RECORDS SHOWN -
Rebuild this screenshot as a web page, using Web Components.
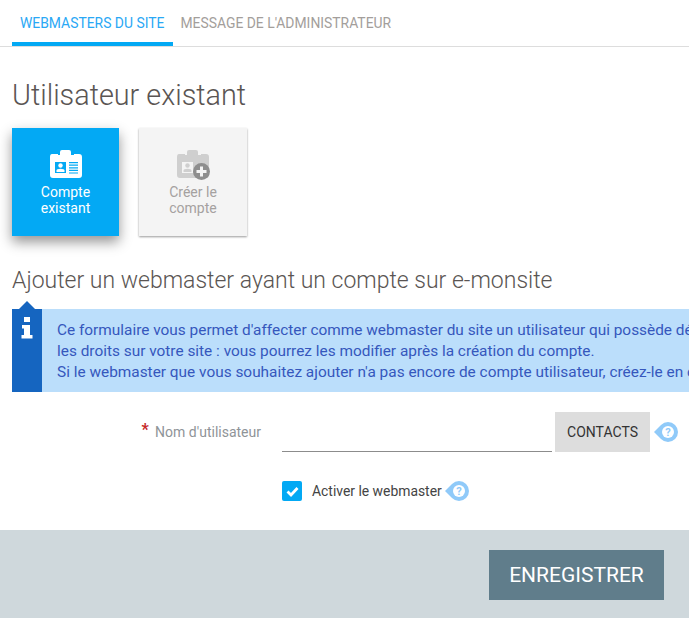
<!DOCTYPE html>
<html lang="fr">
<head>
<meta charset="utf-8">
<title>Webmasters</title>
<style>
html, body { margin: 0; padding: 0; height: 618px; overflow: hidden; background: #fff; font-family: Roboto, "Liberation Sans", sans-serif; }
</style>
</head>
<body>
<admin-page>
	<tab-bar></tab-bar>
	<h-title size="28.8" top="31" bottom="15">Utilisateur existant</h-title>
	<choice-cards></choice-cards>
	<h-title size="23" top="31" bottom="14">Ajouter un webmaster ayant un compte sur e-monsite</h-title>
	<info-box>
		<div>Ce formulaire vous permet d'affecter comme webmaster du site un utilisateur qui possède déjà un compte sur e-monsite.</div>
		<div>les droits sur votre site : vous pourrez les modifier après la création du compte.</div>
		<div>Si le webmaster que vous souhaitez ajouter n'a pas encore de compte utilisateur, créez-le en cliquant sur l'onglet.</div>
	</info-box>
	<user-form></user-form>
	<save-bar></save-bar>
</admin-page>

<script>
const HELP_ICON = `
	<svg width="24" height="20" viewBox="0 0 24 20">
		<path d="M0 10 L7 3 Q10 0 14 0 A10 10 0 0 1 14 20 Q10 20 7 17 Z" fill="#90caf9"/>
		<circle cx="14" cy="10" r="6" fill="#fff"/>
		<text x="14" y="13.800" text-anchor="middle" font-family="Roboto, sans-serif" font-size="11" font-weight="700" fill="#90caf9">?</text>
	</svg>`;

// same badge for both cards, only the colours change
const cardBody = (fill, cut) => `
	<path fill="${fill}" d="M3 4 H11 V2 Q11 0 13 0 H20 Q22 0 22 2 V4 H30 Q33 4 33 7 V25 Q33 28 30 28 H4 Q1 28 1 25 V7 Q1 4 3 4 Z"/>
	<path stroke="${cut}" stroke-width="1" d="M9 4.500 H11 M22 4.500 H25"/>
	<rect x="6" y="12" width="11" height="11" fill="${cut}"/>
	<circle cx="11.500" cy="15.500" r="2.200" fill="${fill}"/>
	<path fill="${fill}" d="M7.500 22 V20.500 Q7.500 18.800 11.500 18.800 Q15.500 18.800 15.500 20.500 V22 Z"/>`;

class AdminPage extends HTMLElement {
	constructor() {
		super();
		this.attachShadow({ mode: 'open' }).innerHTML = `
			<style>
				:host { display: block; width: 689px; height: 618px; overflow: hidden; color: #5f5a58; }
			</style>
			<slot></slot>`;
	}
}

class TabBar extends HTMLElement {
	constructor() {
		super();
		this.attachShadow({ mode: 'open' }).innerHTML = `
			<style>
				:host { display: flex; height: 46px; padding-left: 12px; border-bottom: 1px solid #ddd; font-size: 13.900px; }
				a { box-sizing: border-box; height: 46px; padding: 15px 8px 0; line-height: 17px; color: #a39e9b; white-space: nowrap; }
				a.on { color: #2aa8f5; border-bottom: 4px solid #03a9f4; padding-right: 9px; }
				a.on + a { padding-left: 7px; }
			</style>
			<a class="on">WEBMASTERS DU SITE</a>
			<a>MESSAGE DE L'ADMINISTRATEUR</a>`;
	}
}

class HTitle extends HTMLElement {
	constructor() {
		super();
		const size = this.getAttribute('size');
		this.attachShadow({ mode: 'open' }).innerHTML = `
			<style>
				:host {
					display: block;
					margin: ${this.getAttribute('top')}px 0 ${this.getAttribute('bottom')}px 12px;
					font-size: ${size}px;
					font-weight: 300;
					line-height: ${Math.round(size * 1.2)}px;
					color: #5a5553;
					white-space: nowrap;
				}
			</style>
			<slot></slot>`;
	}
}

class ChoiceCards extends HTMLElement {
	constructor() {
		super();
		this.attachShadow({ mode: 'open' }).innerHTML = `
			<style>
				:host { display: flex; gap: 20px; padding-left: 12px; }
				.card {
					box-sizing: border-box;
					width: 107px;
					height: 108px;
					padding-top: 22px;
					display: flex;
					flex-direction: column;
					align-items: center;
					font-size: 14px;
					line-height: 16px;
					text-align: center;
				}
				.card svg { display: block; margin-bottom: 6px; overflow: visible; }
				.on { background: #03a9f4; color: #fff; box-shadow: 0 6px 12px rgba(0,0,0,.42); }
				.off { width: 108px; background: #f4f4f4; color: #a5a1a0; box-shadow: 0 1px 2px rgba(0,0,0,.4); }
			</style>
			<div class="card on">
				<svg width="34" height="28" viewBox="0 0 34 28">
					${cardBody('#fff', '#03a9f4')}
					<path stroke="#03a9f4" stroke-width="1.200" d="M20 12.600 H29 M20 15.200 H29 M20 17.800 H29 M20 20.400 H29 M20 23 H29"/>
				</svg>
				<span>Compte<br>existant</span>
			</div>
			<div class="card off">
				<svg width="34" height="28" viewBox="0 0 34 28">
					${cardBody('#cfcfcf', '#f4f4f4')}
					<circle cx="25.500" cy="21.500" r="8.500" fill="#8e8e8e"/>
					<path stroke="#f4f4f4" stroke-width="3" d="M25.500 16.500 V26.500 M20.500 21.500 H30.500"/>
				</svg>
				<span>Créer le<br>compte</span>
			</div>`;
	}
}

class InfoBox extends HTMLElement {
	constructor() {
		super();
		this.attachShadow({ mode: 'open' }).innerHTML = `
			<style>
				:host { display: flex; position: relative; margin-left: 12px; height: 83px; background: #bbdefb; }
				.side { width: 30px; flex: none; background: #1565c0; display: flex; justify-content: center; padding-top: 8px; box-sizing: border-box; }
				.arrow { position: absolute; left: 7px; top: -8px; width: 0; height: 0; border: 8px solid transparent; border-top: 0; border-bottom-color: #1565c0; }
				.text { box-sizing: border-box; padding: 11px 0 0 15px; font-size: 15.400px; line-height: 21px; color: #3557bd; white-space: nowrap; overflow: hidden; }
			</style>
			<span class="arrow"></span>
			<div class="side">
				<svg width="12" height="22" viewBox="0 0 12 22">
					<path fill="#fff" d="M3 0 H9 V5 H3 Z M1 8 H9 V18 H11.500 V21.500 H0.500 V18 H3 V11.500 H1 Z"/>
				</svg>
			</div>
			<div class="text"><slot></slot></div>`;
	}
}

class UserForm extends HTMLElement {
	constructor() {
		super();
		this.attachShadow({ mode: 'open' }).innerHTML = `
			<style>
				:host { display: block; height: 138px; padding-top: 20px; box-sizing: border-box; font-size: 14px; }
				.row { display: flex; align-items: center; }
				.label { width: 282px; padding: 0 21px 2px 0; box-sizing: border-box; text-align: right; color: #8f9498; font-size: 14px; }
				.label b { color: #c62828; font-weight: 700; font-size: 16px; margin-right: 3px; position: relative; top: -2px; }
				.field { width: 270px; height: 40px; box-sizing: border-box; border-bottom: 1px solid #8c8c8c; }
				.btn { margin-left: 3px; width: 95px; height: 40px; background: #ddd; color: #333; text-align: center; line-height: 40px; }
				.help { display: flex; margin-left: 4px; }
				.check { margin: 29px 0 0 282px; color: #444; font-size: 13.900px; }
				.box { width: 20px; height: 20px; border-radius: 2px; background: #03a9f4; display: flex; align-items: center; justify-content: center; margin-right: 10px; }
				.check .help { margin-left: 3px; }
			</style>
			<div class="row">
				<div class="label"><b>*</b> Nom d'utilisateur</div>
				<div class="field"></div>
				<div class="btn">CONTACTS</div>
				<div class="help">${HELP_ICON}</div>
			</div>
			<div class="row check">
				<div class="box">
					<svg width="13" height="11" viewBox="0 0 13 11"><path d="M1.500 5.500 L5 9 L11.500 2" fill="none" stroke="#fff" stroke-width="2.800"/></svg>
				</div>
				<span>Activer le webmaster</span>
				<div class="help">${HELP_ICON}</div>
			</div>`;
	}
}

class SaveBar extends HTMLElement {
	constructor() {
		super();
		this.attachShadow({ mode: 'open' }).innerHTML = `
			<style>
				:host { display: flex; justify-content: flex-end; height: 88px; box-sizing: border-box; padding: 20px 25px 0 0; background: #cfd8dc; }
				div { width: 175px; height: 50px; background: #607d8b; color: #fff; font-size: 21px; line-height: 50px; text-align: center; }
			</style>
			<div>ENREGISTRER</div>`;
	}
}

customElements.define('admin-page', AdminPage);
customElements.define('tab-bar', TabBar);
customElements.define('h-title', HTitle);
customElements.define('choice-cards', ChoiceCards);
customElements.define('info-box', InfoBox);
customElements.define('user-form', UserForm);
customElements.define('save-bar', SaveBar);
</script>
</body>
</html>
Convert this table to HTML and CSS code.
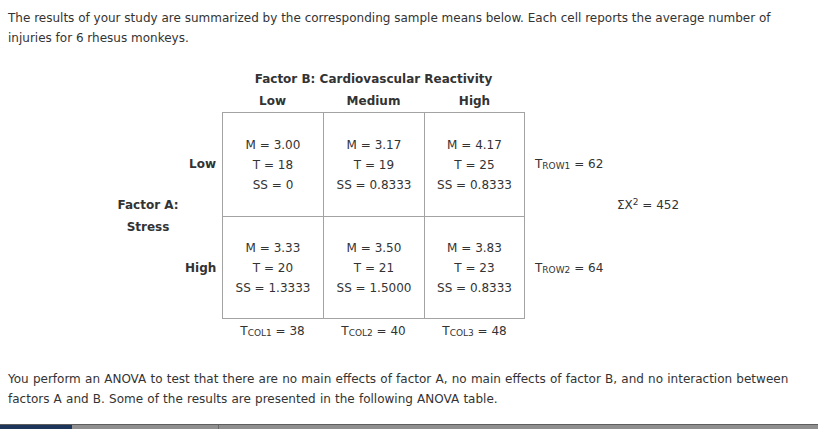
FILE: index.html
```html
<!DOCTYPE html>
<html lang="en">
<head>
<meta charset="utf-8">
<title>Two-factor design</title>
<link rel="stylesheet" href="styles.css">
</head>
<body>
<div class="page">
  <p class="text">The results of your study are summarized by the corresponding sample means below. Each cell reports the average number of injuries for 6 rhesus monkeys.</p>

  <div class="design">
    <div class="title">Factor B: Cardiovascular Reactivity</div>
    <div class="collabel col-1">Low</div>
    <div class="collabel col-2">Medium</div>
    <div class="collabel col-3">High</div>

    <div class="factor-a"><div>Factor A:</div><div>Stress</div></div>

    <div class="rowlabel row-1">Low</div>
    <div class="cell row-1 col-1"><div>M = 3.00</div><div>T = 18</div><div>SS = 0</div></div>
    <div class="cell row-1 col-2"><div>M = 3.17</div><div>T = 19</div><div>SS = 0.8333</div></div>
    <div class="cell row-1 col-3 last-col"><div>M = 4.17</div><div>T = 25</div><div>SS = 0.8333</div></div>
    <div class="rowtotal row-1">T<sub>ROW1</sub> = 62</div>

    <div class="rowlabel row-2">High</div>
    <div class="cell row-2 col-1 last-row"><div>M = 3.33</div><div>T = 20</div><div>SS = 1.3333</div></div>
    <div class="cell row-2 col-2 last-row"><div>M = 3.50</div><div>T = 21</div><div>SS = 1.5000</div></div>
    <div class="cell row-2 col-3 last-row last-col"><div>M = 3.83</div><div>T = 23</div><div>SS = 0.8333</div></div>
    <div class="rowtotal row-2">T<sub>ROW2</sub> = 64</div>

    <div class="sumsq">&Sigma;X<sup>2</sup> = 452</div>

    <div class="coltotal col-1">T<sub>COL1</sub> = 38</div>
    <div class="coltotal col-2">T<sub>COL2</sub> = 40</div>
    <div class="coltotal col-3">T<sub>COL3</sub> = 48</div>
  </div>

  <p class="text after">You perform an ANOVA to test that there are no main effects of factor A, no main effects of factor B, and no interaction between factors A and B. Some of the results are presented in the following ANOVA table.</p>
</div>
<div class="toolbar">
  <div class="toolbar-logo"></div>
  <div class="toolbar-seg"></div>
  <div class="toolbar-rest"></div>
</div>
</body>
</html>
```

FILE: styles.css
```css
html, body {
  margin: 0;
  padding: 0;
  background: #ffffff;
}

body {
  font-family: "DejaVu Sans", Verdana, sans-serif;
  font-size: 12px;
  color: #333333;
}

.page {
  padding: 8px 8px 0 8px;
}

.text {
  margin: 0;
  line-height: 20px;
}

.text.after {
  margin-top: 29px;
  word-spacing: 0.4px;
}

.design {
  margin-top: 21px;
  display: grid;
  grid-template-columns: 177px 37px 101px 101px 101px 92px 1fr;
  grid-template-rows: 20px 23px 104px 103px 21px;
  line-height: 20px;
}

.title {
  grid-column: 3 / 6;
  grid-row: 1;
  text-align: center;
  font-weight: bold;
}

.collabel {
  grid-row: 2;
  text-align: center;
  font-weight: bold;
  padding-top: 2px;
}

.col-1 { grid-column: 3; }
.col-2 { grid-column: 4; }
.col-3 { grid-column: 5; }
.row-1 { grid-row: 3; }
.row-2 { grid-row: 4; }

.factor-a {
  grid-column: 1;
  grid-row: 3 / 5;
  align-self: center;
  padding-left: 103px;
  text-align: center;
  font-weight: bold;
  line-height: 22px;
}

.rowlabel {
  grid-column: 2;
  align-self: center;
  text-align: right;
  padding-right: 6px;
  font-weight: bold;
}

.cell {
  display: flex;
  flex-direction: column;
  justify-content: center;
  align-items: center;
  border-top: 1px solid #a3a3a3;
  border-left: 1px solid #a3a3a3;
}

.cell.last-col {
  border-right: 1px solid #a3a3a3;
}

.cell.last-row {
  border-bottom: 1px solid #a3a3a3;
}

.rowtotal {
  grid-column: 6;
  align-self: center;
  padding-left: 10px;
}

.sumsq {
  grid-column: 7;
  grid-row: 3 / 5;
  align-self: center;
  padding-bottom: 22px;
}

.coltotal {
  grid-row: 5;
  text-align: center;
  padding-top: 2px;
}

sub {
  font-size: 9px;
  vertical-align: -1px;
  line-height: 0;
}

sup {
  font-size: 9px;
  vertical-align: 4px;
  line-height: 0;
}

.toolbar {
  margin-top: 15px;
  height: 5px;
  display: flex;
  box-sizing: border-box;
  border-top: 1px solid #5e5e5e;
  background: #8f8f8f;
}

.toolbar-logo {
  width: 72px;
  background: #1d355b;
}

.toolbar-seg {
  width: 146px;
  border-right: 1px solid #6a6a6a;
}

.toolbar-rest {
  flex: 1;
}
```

PROMPT -
Report how many lines of the data hold the string "table"; give only the number.

RESULT BELOW -
2